Michel Hayek veut trouver à l'islam une place dans l'histoire du salut. Rattachant l'islam à Abraham, il affirme qu'il n'est ni anti-juif, ni anti-chrétien, mais anté-juif et anté-chrétien. Pour lui, le Liban chrétien - et les maronites en particulier - a une grande responsabilité en Orient : il doit rendre accessible le Christ aux musulmans. Le message de Hayek n'est pas seulement spirituel, mais aussi humaniste. Il touche à la liberté et au pluralisme. Ce penseur s'oppose au confessionnalisme (égalité des représentants chrétiens et musulmans dans les pouvoirs publics), souvent considéré comme la cause du problème libanais et de la guerre et qui « empêche les Libanais d'être libres au sein de leur patrie et d'être des hommes ».

Farouche défenseur de la cause palestinienne, Youakim Moubarak, pour sa part, veut que le dialogue islamo-chrétien aborde des questions dogmatiques et non pas seulement éthiques et culturelles. Pour lui l'islam n'est pas une dérive chrétienne sectaire, mais une réactualisation arabe de la foi d'Abraham. Il voit dans l'islam une religion universelle. Un axe important de sa pensée est celui de l'appartenance des chrétiens d'Orient au monde arabe.

Archevêque de Beyrouth entre 1965 et 1975, Grégoire Haddad a été démis de ses fonction par le Synode parce qu'il ne correspondait pas au standing de son rang, qu'il était trop humble. Surnommé « l'évêque rouge », il est connu pour son engagement social. Il aspire à une « recherche religieuse radicale », « parce que la religion est une dimension de l'homme et de la société, dimension non provisoire, mais fondamentale et inhérente à l'homme ». Sans nier le rôle de l'Ecriture, de la Tradition et du Magistère, Haddad considère que seuls le Christ et l'Homme sont les critères absolus de la recherche religieuse. Il veut libérer le Christ des représentations traditionnelles, pour « faire parvenir le Christ vivant à l'homme vivant ».

Concernant le Liban, Haddad milite en faveur d'un engagement chrétien en politique et pour un régime politique laïc : une laïcité globale doit pouvoir viser l'intérêt général.

Antoine Fleyfel montre comment la conception de Haddad rencontre des difficultés de la part des musulmans, pour qui les interprétations du sacré sont intransigeantes alors que le christianisme de Haddad repose sur une liberté herméneutique et exégétique.
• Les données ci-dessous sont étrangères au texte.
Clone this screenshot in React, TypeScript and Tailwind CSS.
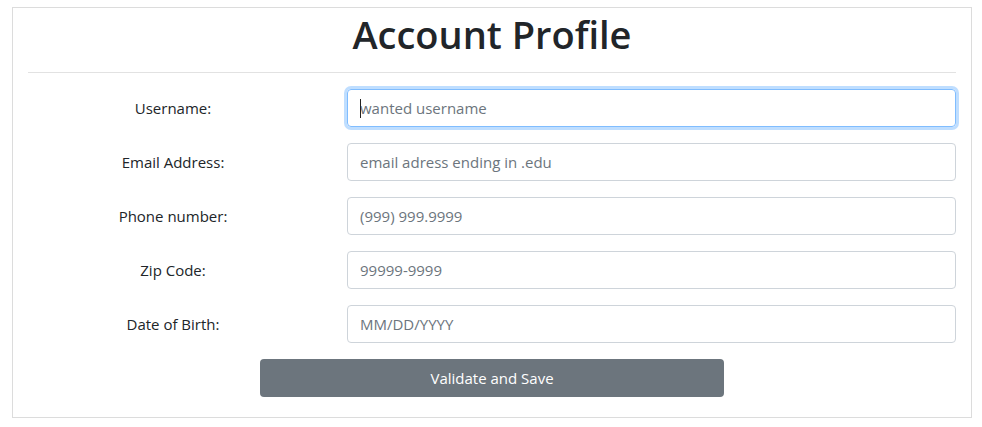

Présentant encore la pensée de Georges Khodr, l'auteur le voit comme un évêque orthodoxe qui « pense aux voies de rencontre possibles avec l'islam ». Quatre axes articulent cette vision : le mouvement de réforme du monde arabe, l'engagement pour la cause palestinienne, la dénonciation du sionisme et la réflexion sur la situation au Liban, au Moyen-Orient et dans le monde entier à partir de la foi chrétienne.

Khodr reprend le concept développé par Jean Corbon d'une « Eglise des Arabes ». Il dissocie arabité et arabisme, laïcité et laïcisme ou sécularisme, pour faire ressortir la nécessité de séparer la religion et la politique. La théologie politique de Khodr lie intimement arabité, laïcité et cause palestinienne.

Quant à Mouchir Aoun, jeune penseur libanais, il « propose des solutions aux impasses du dialogue interreligieux, pense les potentialités du renouveau du discours théologique arabe et suggère une laïcité modérée qui est supposée délivrer le Liban des impasses du confessionnalisme ». Il considère le pluralisme religieux comme l'antidote à la violence dans son pays.

Une voie d'avenir

Antoine Fleyfel voit dans la théologie contextuelle un progrès dans la pensée et des voies pour l'avenir de la cohabitation des religions en milieu arabe. Il déplore cependant que les tentatives élaborées par ces penseurs n'aient pas encore eu de suite dans les faits.

Ouvrage de fine analyse et de questionnements multiples, ce livre constitue une excellente approche du milieu théologique, politique, culturel et social du Liban et de la place de ce pays comme modèle possible pour l'établissement d'une paix durable au Moyen-Orient.